Comparison with scaled particle theory

The influence of non-ideal interactions on chemical reactions can be estimated by thermodynamic theories^9,20. The excluded volume effect that becomes significant under conditions of high molecular crowding is one of critical non-ideal interactions. A correction factor to the equilibrium constant for excluded volume can be approximately calculated, yielding a corrected activity coefficient of reactants and products: K_eq = Γ _excK^o , where K_eq is an apparent equilibrium constant, K^o is the equilibrium constant in the ideal state and Γ _exc is the correction factor for the exclusion effect from interactions among particles in the reaction system^9,20.

To validate our model, we calculated the correction factor and apparent equilibrium constant for various parameter conditions for the unified regression model in Eq. (3), 2DSOLM simulation and scaled particle theory in two dimensional space (2DSPT)^19,20. We first ran additional simulations at an uncrowded 1% concentration case (C = 0.01, pure reactants case) with default parameter values of B = 0.7, M = 1ns, D = 6.95×10⁻¹¹m²s⁻¹, α = 2, β = 1 and d_th = 0.5nm. We assumed that the interaction among particles at 1% concentration can be reasonably ignored, allowing us to estimate an uncorrected equilibrium constant at the ideal state (K^o ) from the simulation results. We also ran simulations for three α values (1.4, 2.0, 2.6) and three M values (0.1, 1, 10ns). In addition, we ran 1% concentration simulations for three d_th values (0.5, 0.25, 0.125nm). Each of these simulations was used to calculate a K⁰ for the appropriate condition. Tables 1 and 2 show the calculated K^o from these simulation results.
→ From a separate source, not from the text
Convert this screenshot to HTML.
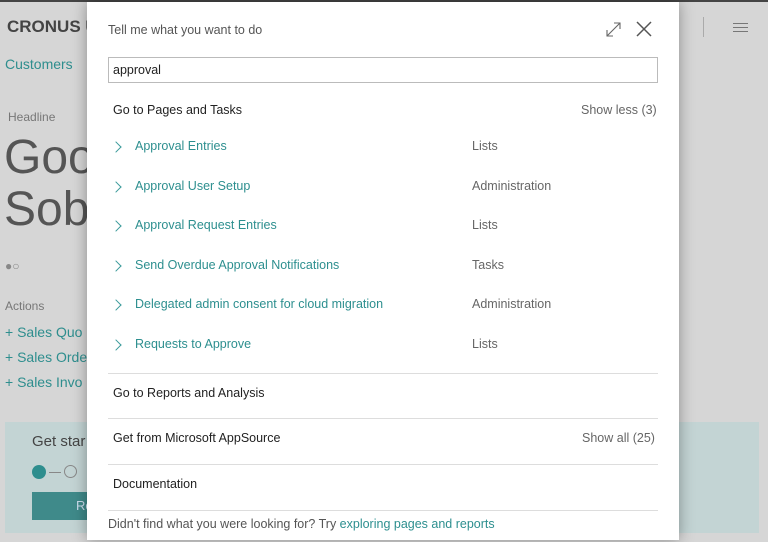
<!DOCTYPE html>
<html><head><style>
body{margin:0;width:768px;height:542px;overflow:hidden;background:#d6d6d6;font-family:"Liberation Sans",sans-serif;position:relative}
.a{position:absolute;white-space:nowrap}
.dlg{position:absolute;left:87px;top:2px;width:592px;height:538px;background:#fff;box-shadow:0 0 14px rgba(0,0,0,.35)}
.dlg .a{font-size:12.5px}
.t{color:#2d8f8f}
.g{color:#666}
.h{color:#222}
.chev{position:absolute;left:25px;width:7px;height:7px;border-right:1.2px solid #3a9a9a;border-top:1.2px solid #3a9a9a;transform:rotate(45deg)}
.hr{position:absolute;left:21px;width:550px;height:1px;background:#ddd}
</style></head><body>
<div style="position:absolute;left:0;top:0;width:768px;height:2px;background:#444"></div>
<div class="a" style="left:7px;top:17px;font-size:17px;font-weight:bold;color:#444">CRONUS U</div>
<div class="a" style="left:5px;top:56px;font-size:14px;color:#2e8e8e">Customers</div>
<div class="a" style="left:8px;top:110px;font-size:12px;color:#777">Headline</div>
<div class="a" style="left:4px;top:132px;font-size:48px;color:#555;font-weight:300;line-height:52px">Goo<br>Sobe</div>
<div class="a" style="left:5px;top:259px;font-size:12px;color:#888">●○</div>
<div class="a" style="left:5px;top:299px;font-size:12px;color:#777">Actions</div>
<div class="a" style="left:5px;top:320px;font-size:14px;color:#2e8e8e;line-height:25px">+ Sales Quo<br>+ Sales Orde<br>+ Sales Invo</div>
<div style="position:absolute;left:5px;top:422px;width:754px;height:111px;background:#c3d4d4"></div>
<div class="a" style="left:32px;top:433px;font-size:15px;color:#444">Get star</div>
<div style="position:absolute;left:32px;top:465px;width:14px;height:14px;border-radius:50%;background:#2e8e8e"></div>
<div style="position:absolute;left:49px;top:472px;width:12px;height:1px;background:#888"></div>
<div style="position:absolute;left:64px;top:465px;width:11px;height:11px;border-radius:50%;border:1.5px solid #888"></div>
<div style="position:absolute;left:32px;top:492px;width:60px;height:28px;background:#3f8a8a;color:#cde;font-size:13px;line-height:28px;text-indent:44px">Re</div>
<div style="position:absolute;left:703px;top:17px;width:1px;height:20px;background:#aaa"></div>
<div style="position:absolute;left:733px;top:23px;width:15px;height:1px;background:#777;box-shadow:0 4px 0 #777,0 8px 0 #777"></div>
<div class="dlg">
<div class="a g" style="left:21px;top:21px;color:#555">Tell me what you want to do</div>
<svg class="a" style="left:518px;top:18px" width="50" height="18"><path d="M2 16L15 3M9 3h6v6M2 10v6h6" stroke="#666" fill="none" stroke-width="1.1"/><path d="M32 2L46 16M46 2L32 16" stroke="#555" stroke-width="1.5"/></svg>
<div style="position:absolute;left:21px;top:55px;width:548px;height:24px;border:1px solid #bbb"></div>
<div class="a" style="left:26px;top:61px;color:#222">approval</div>
<div class="a h" style="left:26px;top:101px">Go to Pages and Tasks</div>
<div class="a g" style="left:494px;top:101px">Show less (3)</div>
<div class="chev" style="top:141px"></div><div class="a t" style="left:48px;top:137px">Approval Entries</div><div class="a g" style="left:385px;top:137px">Lists</div>
<div class="chev" style="top:181px"></div><div class="a t" style="left:48px;top:177px">Approval User Setup</div><div class="a g" style="left:385px;top:177px">Administration</div>
<div class="chev" style="top:220px"></div><div class="a t" style="left:48px;top:216px">Approval Request Entries</div><div class="a g" style="left:385px;top:216px">Lists</div>
<div class="chev" style="top:260px"></div><div class="a t" style="left:48px;top:256px">Send Overdue Approval Notifications</div><div class="a g" style="left:385px;top:256px">Tasks</div>
<div class="chev" style="top:299px"></div><div class="a t" style="left:48px;top:295px">Delegated admin consent for cloud migration</div><div class="a g" style="left:385px;top:295px">Administration</div>
<div class="chev" style="top:339px"></div><div class="a t" style="left:48px;top:335px">Requests to Approve</div><div class="a g" style="left:385px;top:335px">Lists</div>
<div class="hr" style="top:371px"></div>
<div class="a h" style="left:26px;top:384px">Go to Reports and Analysis</div>
<div class="hr" style="top:416px"></div>
<div class="a h" style="left:26px;top:429px">Get from Microsoft AppSource</div>
<div class="a g" style="left:495px;top:429px">Show all (25)</div>
<div class="hr" style="top:462px"></div>
<div class="a h" style="left:26px;top:475px">Documentation</div>
<div class="hr" style="top:508px"></div>
<div class="a" style="left:21px;top:515px;color:#555">Didn't find what you were looking for? Try <span class="t">exploring pages and reports</span></div>
</div>
</body></html>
Table 1 K^o [counts⁻¹m²] for two different parameters (M and α) from simulation results of 1% concentration, pure reactants. All the other parameter values are set to default values (B = 0.7, D = 6.95×10⁻¹¹m²s⁻¹, β = 1 and d_th = 0.5nm). The data was collected at 5 time points (5, 10, 15, 20, 25µs) for 30 independent runs in a 500nm × 500nm simulation area.

Full size table

Table 2 K^o [counts⁻¹m²] for different d_th parameters from simulation results of 1% concentration, pure reactants. All the other parameter values are set to default values (B = 0.7, M = 1ns, D = 6.95×10⁻¹¹m²s⁻¹, α = 2 and β = 1). The data was collected at 5 time points (5, 10, 15, 20, 25µs) for 30 independent runs in a 500nm × 500nm simulation area.

Full size table

We then estimated apparent equilibrium constants as a function of total concentration for each set of parameters examined above. For tests of variation in α and M, we examined two different situtations of crowding induced by 0.1 concentration of reactants (C_R ) plus inert crowding agents to yield the eight total initial concentrations: 0.1, 0.15, 0.2, 0.25, 0.3, 0.35, 0.4, 0.45. As a secondary validation of the model outside the training conditions, we examined crowding induced purely by reactant particles at the same eight initial concentrations: 0.1, 0.15, 0.2, 0.25, 0.3, 0.35, 0.4, 0.45. In both cases, apparent equilibrium constants for SOLM were calculated from simulations and the apparent equilibrium constants for unified regression model (URM) were estimated from Eq. (7). The apparent equilibrium constants from scaled particle theory (SPT) were calculated using calculated K^o from SOLM simulation of 1% pure reactant case and estimated correction factors based on the equations in 2DSPT for given parameters (concentration of reactants (C_R ), concentration of inert crowding agents (C_I ), α and β)^19,20.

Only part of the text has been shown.